The book does feature poison-pen letters, a jewel robbery in the past, and a village fete, so has a bingo line of Clothes in Books recent interests. Others may enjoy it. There is one good clue – the map ‘of the village' and what it resembles. The other clue – she was probably unlucky – concerns an abbreviation I don’t believe anyone has ever used. This is plonked in, not mentioned again till the final pages, and puzzled me enough to make me realize something about a character. Case solved, early doors. But as I say, that may be just bad luck. And I probably will feature the fortune teller at the garden fete in a future post…




And now we go back to the beginning for the third category -  the books where the reader falls in love with a whole family. That’s me with the Cassons, the Radletts, and the Mortmains in I Capture the Castle (though all three have problematic fathers).

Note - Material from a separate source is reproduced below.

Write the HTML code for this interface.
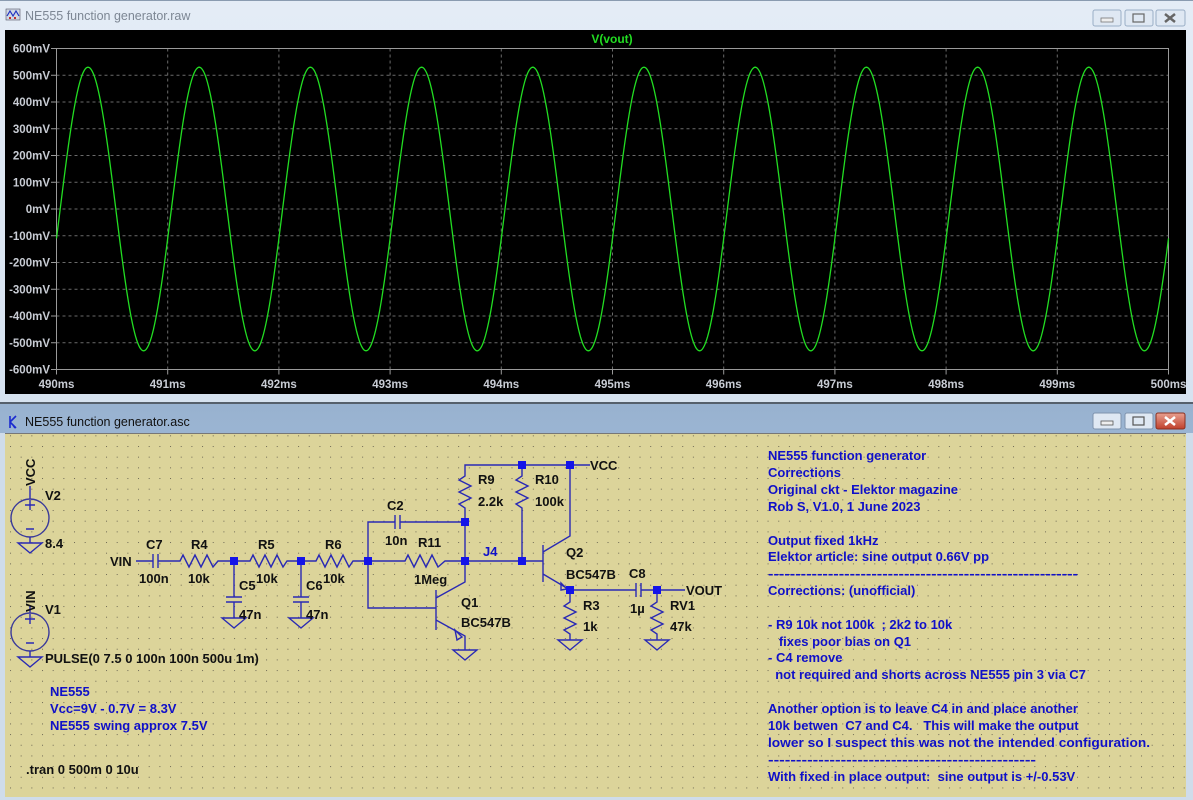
<!DOCTYPE html>
<html><head><meta charset="utf-8"><style>
html,body{margin:0;padding:0;background:#dfe8f3;width:1193px;height:800px;overflow:hidden}
svg{display:block}
text{white-space:pre}
.t{font-family:"Liberation Sans",sans-serif;font-weight:bold;font-size:13px}
.ax{font-family:"Liberation Sans",sans-serif;font-weight:bold;font-size:11.5px;fill:#c8ccd4}
.bl{fill:#1010c8}
.k{fill:#111}
</style></head><body>
<svg id="s" width="1193" height="800" xmlns="http://www.w3.org/2000/svg" xml:space="preserve">
<defs>
<linearGradient id="tb1" x1="0" y1="0" x2="0" y2="1"><stop offset="0" stop-color="#e4ecf6"/><stop offset="1" stop-color="#d6e2f0"/></linearGradient>
<linearGradient id="tb2" x1="0" y1="0" x2="0" y2="1"><stop offset="0" stop-color="#98b2d0"/><stop offset="1" stop-color="#bcd2ea"/></linearGradient>
<linearGradient id="cl" x1="0" y1="0" x2="0" y2="1"><stop offset="0" stop-color="#e8a090"/><stop offset="1" stop-color="#c0402c"/></linearGradient>
<pattern id="dots" x="10" y="446" width="10.67" height="10.67" patternUnits="userSpaceOnUse"><rect x="0" y="0" width="1" height="1" fill="#6f6a55"/></pattern>
</defs>
<rect x="0" y="0" width="1193" height="402" fill="url(#tb1)"/>
<rect x="0" y="0" width="1193" height="1" fill="#8a9bb0"/>
<g transform="translate(6,7)"><rect x="0" y="2" width="14" height="11" fill="#d0d8e4" stroke="#556" stroke-width="0.6"/><path d="M1 9 L4 4 L7 9 L10 4 L13 9" stroke="#2030c0" fill="none" stroke-width="1.2"/><rect x="3" y="10" width="2" height="2" fill="#c03030"/><rect x="8" y="10" width="2" height="2" fill="#c03030"/></g>
<text x="25" y="20" font-family="Liberation Sans,sans-serif" font-size="12.5" fill="#7d8794">NE555 function generator.raw</text>
<g fill="#dfe8f3" stroke="#9aaec6"><rect x="1093" y="10" width="28" height="16" rx="2"/><rect x="1125" y="10" width="28" height="16" rx="2"/><rect x="1156" y="10" width="29" height="16" rx="2"/></g>
<rect x="1101" y="18" width="12" height="4" fill="#eee" stroke="#777" stroke-width="0.8"/>
<rect x="1133" y="14" width="11" height="8" fill="none" stroke="#666" stroke-width="1.2"/>
<path d="M1165 14 L1175 22 M1175 14 L1165 22" stroke="#666" stroke-width="2.5"/>
<rect x="5" y="30" width="1181" height="364" fill="#000"/>
<g id="grid" stroke="#6a6a6a" stroke-dasharray="3,3" stroke-width="1"></g>
<rect x="56.5" y="48.5" width="1112" height="321" fill="none" stroke="#9a9a9a"/>
<path id="sine" fill="none" stroke="#22dd22" stroke-width="1.3"/>
<text x="612" y="43" text-anchor="middle" font-family="Liberation Sans,sans-serif" font-weight="bold" font-size="12" fill="#22dd22">V(vout)</text>
<g id="labels"></g>
<rect x="0" y="402" width="1193" height="2" fill="#55606c"/>
<rect x="0" y="404" width="1193" height="396" fill="url(#tb2)"/>
<rect x="0" y="433" width="1193" height="367" fill="#cfdcea"/>
<path d="M10 416 L10 428 M10 422 L16 416 M10 422 L16 428 M13 425 L15 428" stroke="#1a2ad0" stroke-width="1.6" fill="none"/>
<text x="25" y="426" font-family="Liberation Sans,sans-serif" font-size="12.5" fill="#111">NE555 function generator.asc</text>
<g fill="#dfe8f3" stroke="#7f93ad"><rect x="1093" y="413" width="28" height="16" rx="2"/><rect x="1125" y="413" width="28" height="16" rx="2"/></g>
<rect x="1156" y="413" width="29" height="16" rx="2" fill="url(#cl)" stroke="#8a3020"/>
<rect x="1101" y="421" width="12" height="4" fill="#eee" stroke="#555" stroke-width="0.8"/>
<rect x="1133" y="417" width="11" height="8" fill="none" stroke="#555" stroke-width="1.2"/>
<path d="M1165 417 L1175 425 M1175 417 L1165 425" stroke="#fff" stroke-width="2.5"/>
<rect x="5" y="433" width="1181" height="364" fill="#dcd49a"/>
<rect x="5" y="433" width="1181" height="364" fill="url(#dots)"/>
<rect x="5" y="433" width="1181" height="1" fill="#777"/>
<g stroke="#2a2ab4" stroke-width="1.4" fill="none">
<path d="M30 486 V499"/><circle cx="30" cy="518" r="19" stroke="#3a3a9a"/><path d="M25 505 H35 M30 500 V510 M26 529 H34"/><path d="M30 537 V543"/><path d="M18 543 H42 L30 553 Z"/>
<path d="M30 606 V613"/><circle cx="30" cy="632" r="19" stroke="#3a3a9a"/><path d="M25 619 H35 M30 614 V624 M26 643 H34"/><path d="M30 651 V657"/><path d="M18 657 H42 L30 667 Z"/>
<path d="M136 561 H153 M153 554 V568 M158 554 V568 M158 561 H180 L183 555 L189 567 L195 555 L201 567 L207 555 L213 567 L218 561 H250 L253 555 L259 567 L265 555 L271 567 L277 555 L283 567 L287 561 H316 L319 555 L325 567 L331 555 L337 567 L343 555 L349 567 L353 561 H405 L408 555 L414 567 L420 555 L426 567 L432 555 L438 567 L445 561 H543"/>
<path d="M234 561 V597 M226 597 H242 M226 602 H242 M234 602 V618 M222 618 H246 L234 628 Z"/>
<path d="M301 561 V597 M293 597 H309 M293 602 H309 M301 602 V618 M289 618 H313 L301 628 Z"/>
<path d="M368 561 V522 H395 M395 515 V529 M400 515 V529 M400 522 H465"/>
<path d="M368 561 V608 H436 M436 590 V630 M436 598 L465 582 V561 M436 620 L465 636 V650 M453 650 H477 L465 660 Z"/>
<path d="M455 630 L462 637 L457 640 Z" />
<path d="M465 561 V522 V508 L459 504 L471 498 L459 492 L471 486 L459 480 L465 476 V465 H570"/>
<path d="M522 561 V508 L516 504 L528 498 L516 492 L528 486 L516 480 L522 476 V465"/>
<path d="M570 465 H590"/>
<path d="M543 545 V582 M543 552 L570 536 V465 M543 574 L570 590"/>
<path d="M561 583 L567 589 L561 590 Z"/>
<path d="M570 590 H636 M636 583 V597 M641 583 V597 M641 590 H685"/>
<path d="M570 590 V602 L564 606 L576 612 L564 618 L576 624 L564 630 L570 634 V640 M558 640 H582 L570 650 Z"/>
<path d="M657 590 V602 L651 606 L663 612 L651 618 L663 624 L651 630 L657 634 V640 M645 640 H669 L657 650 Z"/>
</g>
<g fill="#1414e8">
<rect x="230" y="557" width="8" height="8"/><rect x="297" y="557" width="8" height="8"/><rect x="364" y="557" width="8" height="8"/>
<rect x="461" y="518" width="8" height="8"/><rect x="461" y="557" width="8" height="8"/><rect x="518" y="557" width="8" height="8"/>
<rect x="518" y="461" width="8" height="8"/><rect x="566" y="461" width="8" height="8"/><rect x="566" y="586" width="8" height="8"/><rect x="653" y="586" width="8" height="8"/>
</g>
<g class="t k">
<text transform="translate(35,486) rotate(-90)">VCC</text>
<text transform="translate(35,612) rotate(-90)">VIN</text>
<text x="45" y="500">V2</text><text x="45" y="548">8.4</text>
<text x="45" y="614">V1</text><text x="45" y="663">PULSE(0 7.5 0 100n 100n 500u 1m)</text>
<text x="110" y="566">VIN</text>
<text x="146" y="549">C7</text><text x="139" y="583">100n</text>
<text x="191" y="549">R4</text><text x="188" y="583">10k</text>
<text x="258" y="549">R5</text><text x="256" y="583">10k</text>
<text x="239" y="590">C5</text><text x="239" y="619">47n</text>
<text x="325" y="549">R6</text><text x="323" y="583">10k</text>
<text x="306" y="590">C6</text><text x="306" y="619">47n</text>
<text x="387" y="510">C2</text><text x="385" y="545">10n</text>
<text x="418" y="547">R11</text><text x="414" y="584">1Meg</text>
<text x="461" y="607">Q1</text><text x="461" y="627">BC547B</text>
<text x="478" y="484">R9</text><text x="478" y="506">2.2k</text>
<text x="535" y="484">R10</text><text x="535" y="506">100k</text>
<text x="590" y="470">VCC</text>
<text x="566" y="557">Q2</text><text x="566" y="579">BC547B</text>
<text x="629" y="578">C8</text><text x="630" y="613">1µ</text>
<text x="686" y="595">VOUT</text>
<text x="583" y="610">R3</text><text x="583" y="631">1k</text>
<text x="670" y="610">RV1</text><text x="670" y="631">47k</text>
<text x="26" y="774">.tran 0 500m 0 10u</text>
</g>
<text class="t bl" x="483" y="556">J4</text>
<g class="t bl">
<text x="50" y="696">NE555</text><text x="50" y="713">Vcc=9V - 0.7V = 8.3V</text><text x="50" y="730">NE555 swing approx 7.5V</text>
<text x="768" y="460">NE555 function generator</text>
<text x="768" y="477">Corrections</text>
<text x="768" y="494">Original ckt - Elektor magazine</text>
<text x="768" y="511">Rob S, V1.0, 1 June 2023</text>
<text x="768" y="545">Output fixed 1kHz</text>
<text x="768" y="561">Elektor article: sine output 0.66V pp</text>
<text x="768" y="578" textLength="310" lengthAdjust="spacingAndGlyphs">---------------------------------------------------------</text>
<text x="768" y="595">Corrections: (unofficial)</text>
<text x="768" y="629">- R9 10k not 100k  ; 2k2 to 10k</text>
<text x="768" y="646">   fixes poor bias on Q1</text>
<text x="768" y="662">- C4 remove</text>
<text x="768" y="679">  not required and shorts across NE555 pin 3 via C7</text>
<text x="768" y="713">Another option is to leave C4 in and place another</text>
<text x="768" y="730">10k betwen  C7 and C4.   This will make the output</text>
<text x="768" y="747" textLength="382" lengthAdjust="spacingAndGlyphs">lower so I suspect this was not the intended configuration.</text>
<text x="768" y="764" textLength="268" lengthAdjust="spacingAndGlyphs">------------------------------------------------</text>
<text x="768" y="781">With fixed in place output:  sine output is +/-0.53V</text>
</g>
</svg>
<script>
(function(){
var NS="http://www.w3.org/2000/svg";
var x0=56.5,x1=1168.5,y0=48.5,y1=369.5;
var g=document.getElementById('grid'),lab=document.getElementById('labels');
function el(t,a,p,txt){var e=document.createElementNS(NS,t);for(var k in a)e.setAttribute(k,a[k]);if(txt)e.textContent=txt;p.appendChild(e);return e;}
for(var i=1;i<12;i++){var y=y0+(y1-y0)*i/12;el('line',{x1:x0,x2:x1,y1:y,y2:y},g);}
for(var i=1;i<10;i++){var x=x0+(x1-x0)*i/10;el('line',{x1:x,x2:x,y1:y0,y2:y1},g);}
var vl=['600mV','500mV','400mV','300mV','200mV','100mV','0mV','-100mV','-200mV','-300mV','-400mV','-500mV','-600mV'];
for(var i=0;i<=12;i++){var y=y0+(y1-y0)*i/12;el('text',{x:50,y:y+4,'text-anchor':'end','class':'ax'},lab,vl[i]);el('line',{x1:51,x2:x0,y1:y,y2:y,stroke:'#9a9a9a'},lab);}
for(var i=0;i<=10;i++){var x=x0+(x1-x0)*i/10;el('text',{x:x,y:388,'text-anchor':'middle','class':'ax'},lab,(490+i)+'ms');el('line',{x1:x,x2:x,y1:y1,y2:y1+5,stroke:'#9a9a9a'},lab);}
var d='',per=(x1-x0)/10,amp=0.53*(y1-y0)/1.2,ym=(y0+y1)/2;
for(var x=x0;x<=x1;x+=1){var v=Math.cos(2*Math.PI*(x-88)/per);d+=(x==x0?'M':'L')+x.toFixed(1)+' '+(ym-amp*v).toFixed(1);}
document.getElementById('sine').setAttribute('d',d);
})();
</script>
</body></html>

So who else has fallen in love with a family? Or resisted the charms of the darling eccentrics? Which authors wrote great family scenes? I’m expecting great joy in the comments.


Photos of families: 

More Power to your elbow sir! | The old catchphrase for Powe… | Flickr

Gloria Vanderbilt - 1 (LOC) | Frissell, Toni,, 1907-1988,, p… | Flickr

 Yoder Family on Train, Japan | Caption: Yoder family on a tr… | Flickr

 

 

Comments


  1. Great family scenes: Ivy Compton-Burnett, and often ghastly families!
    I love the whole 44 Scotland Street 'family' of Alexander McCall Smith, except for Irene.
    Dr Farady in Sarah Waters' The Little Stranger is a character who falls in love with a family, and it doesn't end well.
    I read the Barbara Trapido ages ago, and look forward to what you say about it.